What type of coalition can Umno manufacture now, other than to co-opt all former allies into the party as equal members?
Only in a third of the country
Umno exists effectively in one-third of the federation. Two-thirds is East Malaysia and they do not want anything to do with Malayan politics, and Umno is only about Malayan politics.
The 30 year-experiment to transplant Malayness into Usno as Umno Sabah, began evaporating when Shafie Apdal climbed too high in the national party ascendancy and was promptly kicked out in 2015.
In the euphoria of his new vehicle Warisan’s Sabah victory in 2018 he overextended to Semenanjung only to get burnt.
As there was a glass ceiling for Sabahans inside Umno Malay-first structure, there was a worse ceiling for Borneo wanting to spread inclusive state-first structure to the West.
Umno is the vanguard against pluralism and equality which threaten racial supremacy.
Umno Sabah is only an outpost in name, in the last six years morphed into a Sabah-first entity, as has Bersatu Sabah and any race based party. Sarawak, has completely gone state-based.
Untenable sea and ideology separation
Umno cannot spend its way into the East anymore. The recent financial autonomy for Sabah and Sarawak means they can use both the physical distance and cash to stave off Malay-first ideology Umno intends to enforce in the Semenanjung and export to Borneo.
It is the West’s 165 to the East’s 57 parliamentary seats, but the divisive structure in Semenanjung led by the Umno DNA in itself, Bersatu and PKR causes perpetual and dangerous incohesion.
The country needs a national rather than an ethnocentric spine to sustain an ideological consistency in both East and West.
Ask the members
Unfair to expect a democratic party to change without a democratic mandate.
Why not just hold a referendum? Ask the members, do they fancy opening membership to all Malaysians?
If Umno members in the 1990s accept Sabahans, from locations they’ve never been to, why would they struggle to include their own neighbours into their party?
Was it odd for ex-Umno members to sit with the others when they formed PKR?
Obviously, there were repeated episodes of resentment but the party got over it, the members got over it.
Umno leaders might want to have more faith in their own members.
Some like race exclusivity
Yes, they do. They are also called bigots. They generate negativity in that their core explanation for all deformities is the presence of those who do not look like them.
They are also the type who pour bile senselessly on the Internet.
Umno will shed a percentage when it goes inclusive.

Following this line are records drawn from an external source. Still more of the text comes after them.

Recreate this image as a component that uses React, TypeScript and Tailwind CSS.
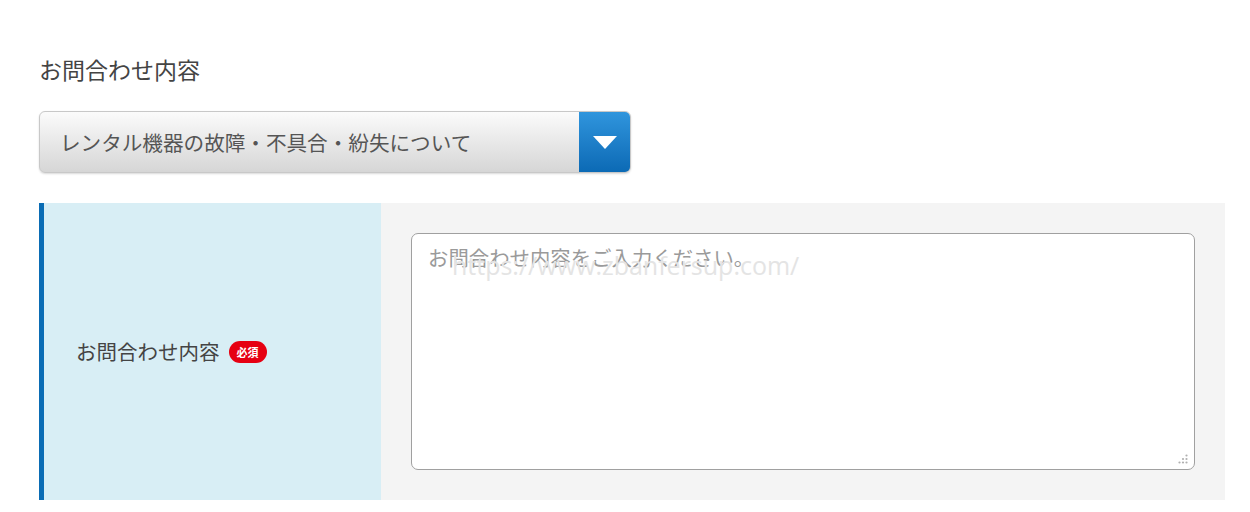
const font = "font-['Noto_Sans_CJK_JP','Noto_Sans',sans-serif]";

const App = () => {
    return (
        <div className={`w-[1250px] h-[512px] bg-white ${font} overflow-hidden`}>
            <div className="pl-[39px] pt-[52px] w-[1225px]">
                <h2 className="text-[23px] leading-[34px] text-[#444]">お問合わせ内容</h2>

                {/* select box */}
                <div className="mt-[25px] w-[592px] h-[62px] flex rounded-[6px] border border-[#c8c8c8] overflow-hidden bg-gradient-to-b from-[#fbfbfb] to-[#d6d6d6] shadow-[0_1px_2px_rgba(0,0,0,0.15)]">
                    <div className="flex-1 flex items-center pl-[20px] text-[20.6px] text-[#555]">
                        レンタル機器の故障・不具合・紛失について
                    </div>
                    <div className="w-[51px] h-full grid place-items-center bg-gradient-to-b from-[#2f95dd] to-[#0b6ab5]">
                        <svg width="24" height="13" viewBox="0 0 24 13">
                            <polygon points="0,0 24,0 12,13" fill="#fff" />
                        </svg>
                    </div>
                </div>

                {/* form row */}
                <div className="mt-[30px] h-[297px] flex">
                    <div className="w-[342px] h-full bg-[#d8eef5] border-l-[5px] border-[#0a6cb4] flex items-center pl-[32px]">
                        <span className="text-[20.5px] text-[#444]">お問合わせ内容</span>
                        <span className="ml-[9px] h-[22px] w-[38px] text-center rounded-full bg-[#e60012] text-white text-[11px] leading-[22px] font-bold">必須</span>
                    </div>
                    <div className="flex-1 h-full bg-[#f4f4f4] p-[30px]">
                        <div className="relative w-full h-full rounded-[7px] border border-[#a0a0a0] bg-white">
                            <textarea
                                className="w-full h-full resize-none outline-none bg-transparent px-[16px] py-[8px] text-[20.4px] text-[#333] placeholder:text-[#9a9a9a]"
                                placeholder="お問合わせ内容をご入力ください。"
                            />
                            <span className="absolute left-[40px] top-[13px] text-[25px] text-[#e4e4e4] font-['Open_Sans',sans-serif] pointer-events-none select-none">
                                https://www.zbanfersup.com/
                            </span>
                            <svg className="absolute right-[5px] bottom-[4px]" width="12" height="12" viewBox="0 0 12 12">
                                <circle cx="9.5" cy="2.5" r="1.1" fill="#b0b0b0" />
                                <circle cx="6" cy="6" r="1.1" fill="#b0b0b0" />
                                <circle cx="9.5" cy="6" r="1.1" fill="#b0b0b0" />
                                <circle cx="2.5" cy="9.5" r="1.1" fill="#b0b0b0" />
                                <circle cx="6" cy="9.5" r="1.1" fill="#b0b0b0" />
                                <circle cx="9.5" cy="9.5" r="1.1" fill="#b0b0b0" />
                            </svg>
                        </div>
                    </div>
                </div>
            </div>
        </div>
    );
};

export default App;
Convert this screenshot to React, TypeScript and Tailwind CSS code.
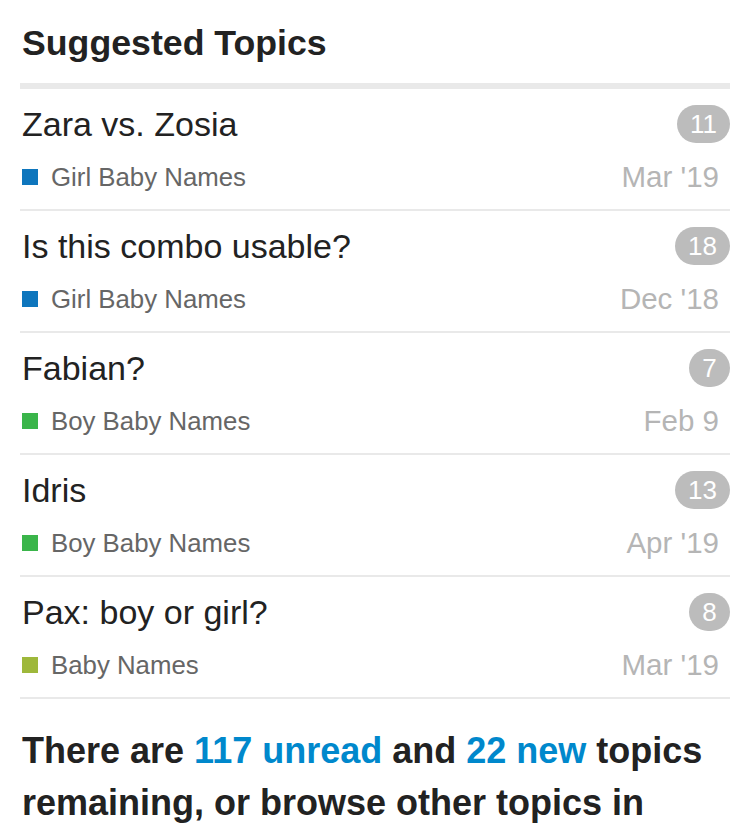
import React from "react";

type Topic = {
  title: string;
  count: number;
  category: string;
  color: string;
  date: string;
};

const topics: Topic[] = [
  { title: "Zara vs. Zosia", count: 11, category: "Girl Baby Names", color: "bg-[#0e76bd]", date: "Mar '19" },
  { title: "Is this combo usable?", count: 18, category: "Girl Baby Names", color: "bg-[#0e76bd]", date: "Dec '18" },
  { title: "Fabian?", count: 7, category: "Boy Baby Names", color: "bg-[#3ab54a]", date: "Feb 9" },
  { title: "Idris", count: 13, category: "Boy Baby Names", color: "bg-[#3ab54a]", date: "Apr '19" },
  { title: "Pax: boy or girl?", count: 8, category: "Baby Names", color: "bg-[#9eb83b]", date: "Mar '19" },
];

export default function App() {
  return (
    <div
      className="w-[750px] h-[835px] overflow-hidden bg-white px-[20px]"
      style={{ fontFamily: '"Liberation Sans", Arial, Helvetica, sans-serif' }}
    >
      <h2 className="pt-[21px] pl-[2px] text-[35.7px] leading-[44px] font-bold text-[#222222]">
        Suggested Topics
      </h2>
      <div className="mt-[18px] h-[6px] bg-[#e9e9e9]" />
      <div className="flex flex-col">
        {topics.map((t) => (
          <div key={t.title} className="h-[122px] border-b-2 border-[#e9e9e9] pt-[15px] pl-[2px]">
            <div className="flex h-[40px] items-center justify-between">
              <span className="text-[34px] leading-[40px] text-[#222222]">{t.title}</span>
              <span className="flex h-[38px] min-w-[41px] items-center justify-center rounded-full bg-[#bcbcbc] px-[13px] text-[26px] leading-none text-white">
                {t.count}
              </span>
            </div>
            <div className="mt-[17px] flex h-[32px] items-center justify-between pr-[11px]">
              <div className="flex items-center gap-[13px]">
                <span className={`inline-block h-[16px] w-[16px] ${t.color}`} />
                <span className="text-[25.8px] leading-[32px] text-[#666666]">{t.category}</span>
              </div>
              <span className="text-[29.5px] leading-[32px] text-[#b5b5b5]">{t.date}</span>
            </div>
          </div>
        ))}
      </div>
      <p className="mt-[26px] pl-[2px] text-[36px] leading-[52px] font-bold text-[#222222]">
        There are <span className="text-[#0088cc]">117 unread</span> and{" "}
        <span className="text-[#0088cc]">22 new</span> topics remaining, or browse other topics in
      </p>
    </div>
  );
}
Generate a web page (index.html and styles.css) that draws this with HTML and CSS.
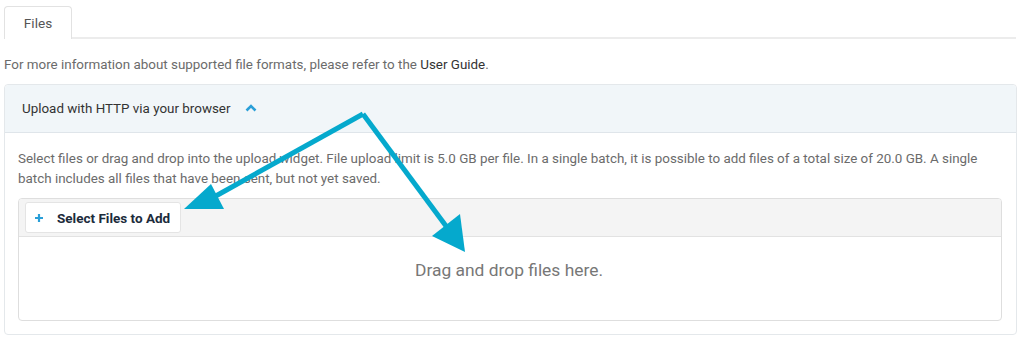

It also wins a percentage. It can only up its overall quality even if the quantity with the ins and outs ends up the same. A home for MCA and MIC members clamouring for a political base.
Let go the past
To have beginnings, there must be endings.
The Umno ride in its present form has run its race, literally.
There are enemies, there’ll always be. However, when defensiveness is the only value proposition, one is blinded. To not see those who stand beside us, who have by a function of time become our reality. Our comrades in this journey as a country.
The contestation of ideas ends with one idea sidelining the other, which is rectified at an election. The ideas are contested again and again, ad-infinitum, improving the country along the way.
The contestation of identity only scuppers relations. One no election can fix. Umno must mature into being a party of ideas and not merely a party of identity, for its own sake. To be a Malaysian party.
* This is the personal opinion of the columnist.